**DATA BLOCK:**
────────────────────────────────────────
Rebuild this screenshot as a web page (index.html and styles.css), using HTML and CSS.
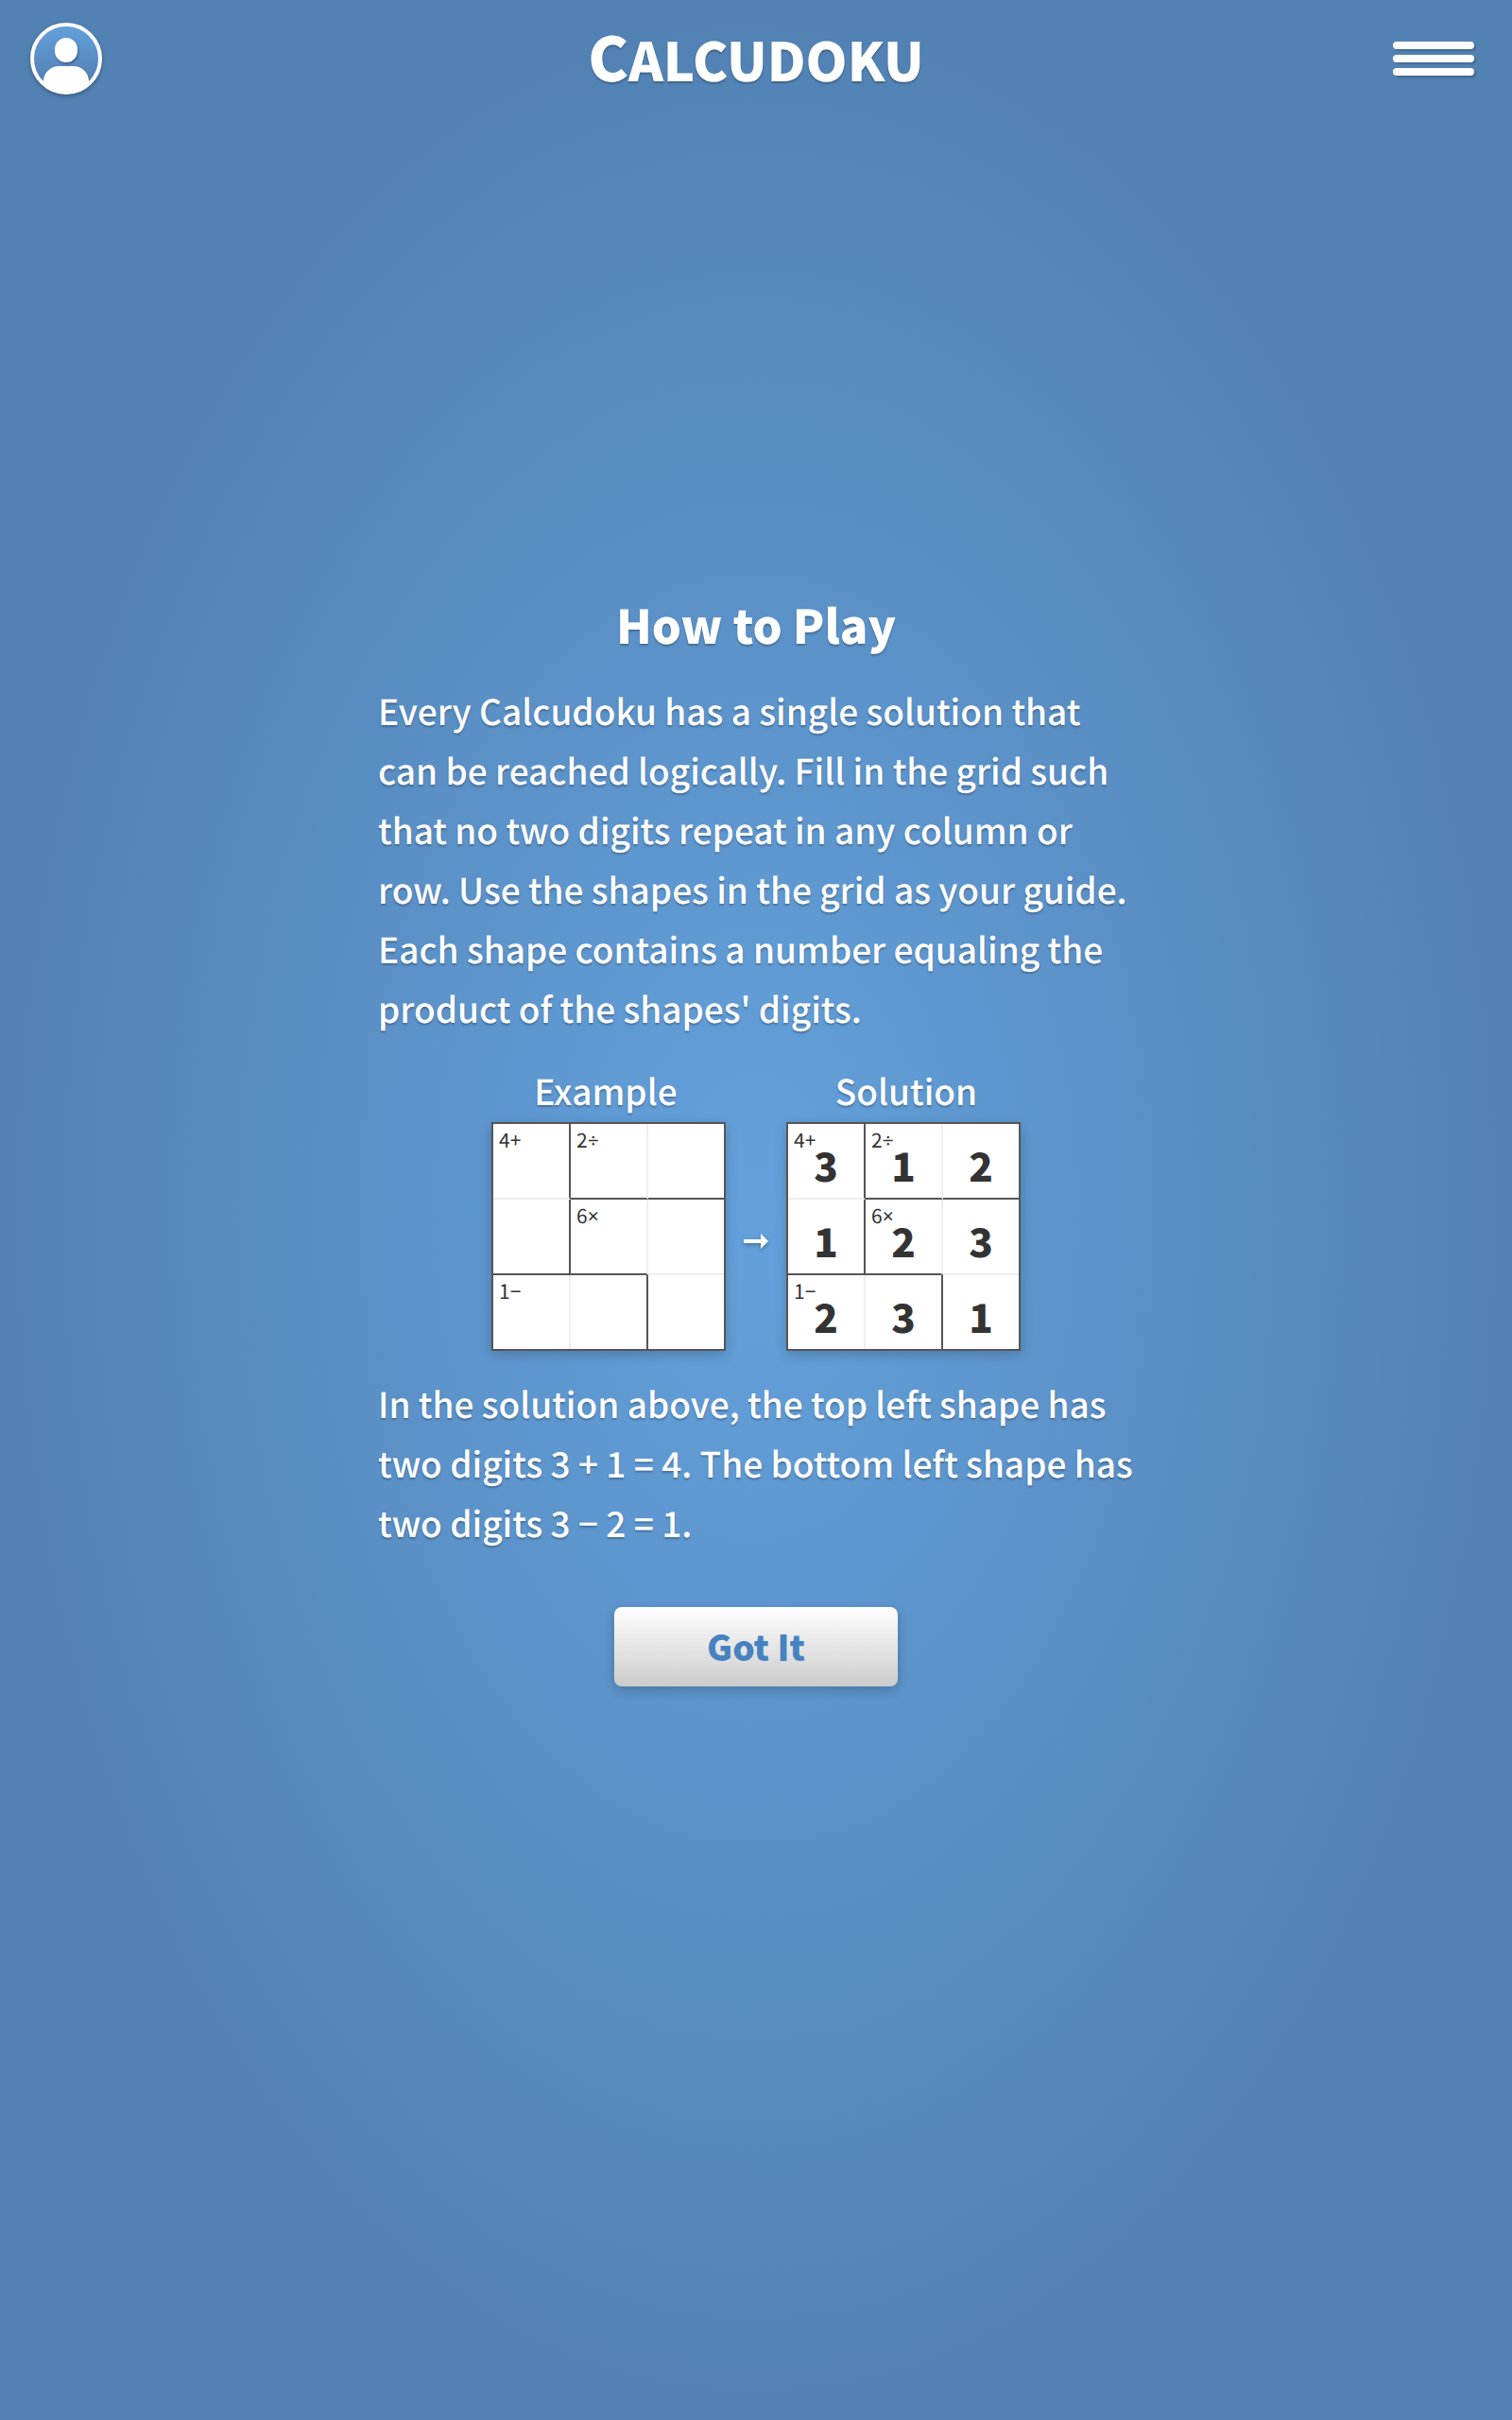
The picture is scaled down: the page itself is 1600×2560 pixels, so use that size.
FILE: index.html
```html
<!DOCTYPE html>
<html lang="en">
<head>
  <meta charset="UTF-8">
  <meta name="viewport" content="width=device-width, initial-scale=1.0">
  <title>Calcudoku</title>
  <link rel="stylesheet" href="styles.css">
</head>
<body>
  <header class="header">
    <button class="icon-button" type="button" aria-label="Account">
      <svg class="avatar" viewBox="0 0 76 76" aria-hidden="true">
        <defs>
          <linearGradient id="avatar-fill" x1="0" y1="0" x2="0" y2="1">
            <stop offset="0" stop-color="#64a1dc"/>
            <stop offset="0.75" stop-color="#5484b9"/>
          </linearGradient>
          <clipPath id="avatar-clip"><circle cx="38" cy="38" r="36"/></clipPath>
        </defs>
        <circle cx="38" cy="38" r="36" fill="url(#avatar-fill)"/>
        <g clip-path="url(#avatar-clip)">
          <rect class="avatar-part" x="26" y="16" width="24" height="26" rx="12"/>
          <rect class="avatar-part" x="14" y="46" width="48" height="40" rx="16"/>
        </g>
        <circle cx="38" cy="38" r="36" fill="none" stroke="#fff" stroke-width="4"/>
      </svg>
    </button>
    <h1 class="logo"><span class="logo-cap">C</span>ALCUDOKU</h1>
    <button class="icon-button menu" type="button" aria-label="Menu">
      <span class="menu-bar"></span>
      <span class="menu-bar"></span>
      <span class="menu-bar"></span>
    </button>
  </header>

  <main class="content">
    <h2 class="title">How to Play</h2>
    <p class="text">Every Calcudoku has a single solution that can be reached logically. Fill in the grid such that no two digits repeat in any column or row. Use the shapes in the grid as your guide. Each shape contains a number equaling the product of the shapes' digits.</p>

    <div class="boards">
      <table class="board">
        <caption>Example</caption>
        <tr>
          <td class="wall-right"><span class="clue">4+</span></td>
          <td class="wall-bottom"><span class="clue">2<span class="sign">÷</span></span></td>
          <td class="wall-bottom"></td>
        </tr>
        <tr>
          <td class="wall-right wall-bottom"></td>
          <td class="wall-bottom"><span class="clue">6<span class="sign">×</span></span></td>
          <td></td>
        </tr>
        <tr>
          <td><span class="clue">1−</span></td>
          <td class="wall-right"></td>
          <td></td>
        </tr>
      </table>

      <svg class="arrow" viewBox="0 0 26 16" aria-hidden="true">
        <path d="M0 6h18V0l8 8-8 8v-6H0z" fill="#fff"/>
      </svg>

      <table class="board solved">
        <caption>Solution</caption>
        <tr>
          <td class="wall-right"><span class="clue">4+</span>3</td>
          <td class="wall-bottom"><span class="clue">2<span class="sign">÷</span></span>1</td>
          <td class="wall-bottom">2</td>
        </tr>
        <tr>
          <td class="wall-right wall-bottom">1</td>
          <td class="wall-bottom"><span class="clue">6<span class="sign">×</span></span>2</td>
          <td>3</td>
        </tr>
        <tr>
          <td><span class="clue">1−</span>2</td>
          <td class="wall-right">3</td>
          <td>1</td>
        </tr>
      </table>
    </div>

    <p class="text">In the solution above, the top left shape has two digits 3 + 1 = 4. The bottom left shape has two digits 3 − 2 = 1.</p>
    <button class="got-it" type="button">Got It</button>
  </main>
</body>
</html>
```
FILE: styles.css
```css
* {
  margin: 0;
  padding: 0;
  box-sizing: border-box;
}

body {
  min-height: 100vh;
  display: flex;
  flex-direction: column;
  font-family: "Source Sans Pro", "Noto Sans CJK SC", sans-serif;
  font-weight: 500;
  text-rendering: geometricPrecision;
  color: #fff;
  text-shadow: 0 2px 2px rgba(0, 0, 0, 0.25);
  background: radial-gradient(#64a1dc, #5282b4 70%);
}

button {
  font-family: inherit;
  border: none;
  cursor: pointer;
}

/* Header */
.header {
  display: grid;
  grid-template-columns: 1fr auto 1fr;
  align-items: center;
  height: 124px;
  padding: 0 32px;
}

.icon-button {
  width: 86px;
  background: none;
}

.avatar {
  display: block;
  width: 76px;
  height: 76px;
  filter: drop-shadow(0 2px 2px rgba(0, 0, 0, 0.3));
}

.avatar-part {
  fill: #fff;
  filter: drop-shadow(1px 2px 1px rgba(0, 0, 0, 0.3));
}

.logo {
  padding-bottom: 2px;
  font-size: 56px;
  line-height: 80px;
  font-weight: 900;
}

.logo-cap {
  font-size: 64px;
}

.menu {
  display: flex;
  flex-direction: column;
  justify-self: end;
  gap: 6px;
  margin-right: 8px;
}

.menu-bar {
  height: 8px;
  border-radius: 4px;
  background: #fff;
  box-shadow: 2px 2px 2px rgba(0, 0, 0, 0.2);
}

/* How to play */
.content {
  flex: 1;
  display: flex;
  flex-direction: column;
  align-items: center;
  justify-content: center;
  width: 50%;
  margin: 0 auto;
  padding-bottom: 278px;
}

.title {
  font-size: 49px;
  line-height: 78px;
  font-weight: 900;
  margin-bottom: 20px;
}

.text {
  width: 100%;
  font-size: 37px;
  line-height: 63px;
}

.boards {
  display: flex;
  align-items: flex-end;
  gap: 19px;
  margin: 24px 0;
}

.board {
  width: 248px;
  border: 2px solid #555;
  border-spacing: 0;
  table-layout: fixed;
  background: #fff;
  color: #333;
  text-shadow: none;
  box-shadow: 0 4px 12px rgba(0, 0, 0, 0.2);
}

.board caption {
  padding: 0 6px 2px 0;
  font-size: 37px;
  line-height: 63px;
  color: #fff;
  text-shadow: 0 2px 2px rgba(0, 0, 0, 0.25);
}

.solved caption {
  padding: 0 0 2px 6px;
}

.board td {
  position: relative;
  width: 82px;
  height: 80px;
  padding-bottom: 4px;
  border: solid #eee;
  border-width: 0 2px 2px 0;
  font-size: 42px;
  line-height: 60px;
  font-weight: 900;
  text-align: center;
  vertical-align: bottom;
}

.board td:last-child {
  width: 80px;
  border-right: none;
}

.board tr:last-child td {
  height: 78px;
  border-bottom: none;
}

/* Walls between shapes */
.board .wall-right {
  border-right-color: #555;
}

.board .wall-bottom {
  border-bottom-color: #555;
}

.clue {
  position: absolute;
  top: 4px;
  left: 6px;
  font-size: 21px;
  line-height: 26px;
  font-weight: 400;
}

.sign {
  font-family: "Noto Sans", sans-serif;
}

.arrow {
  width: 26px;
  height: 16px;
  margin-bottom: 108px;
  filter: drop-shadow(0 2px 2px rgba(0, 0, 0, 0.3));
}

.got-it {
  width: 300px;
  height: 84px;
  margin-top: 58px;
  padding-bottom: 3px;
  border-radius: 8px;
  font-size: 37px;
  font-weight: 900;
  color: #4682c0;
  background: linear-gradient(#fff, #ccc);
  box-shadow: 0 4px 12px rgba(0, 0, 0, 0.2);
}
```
────────────────────────────────────────
**TASK GOAL:**
Return every line in the listing that contains the word "size".

**TASK ANSWER:**
The picture is scaled down: the page itself is 1600×2560 pixels, so use that size.
  font-size: 56px;
  font-size: 64px;
  font-size: 49px;
  font-size: 37px;
  font-size: 37px;
  font-size: 42px;
  font-size: 21px;
  font-size: 37px;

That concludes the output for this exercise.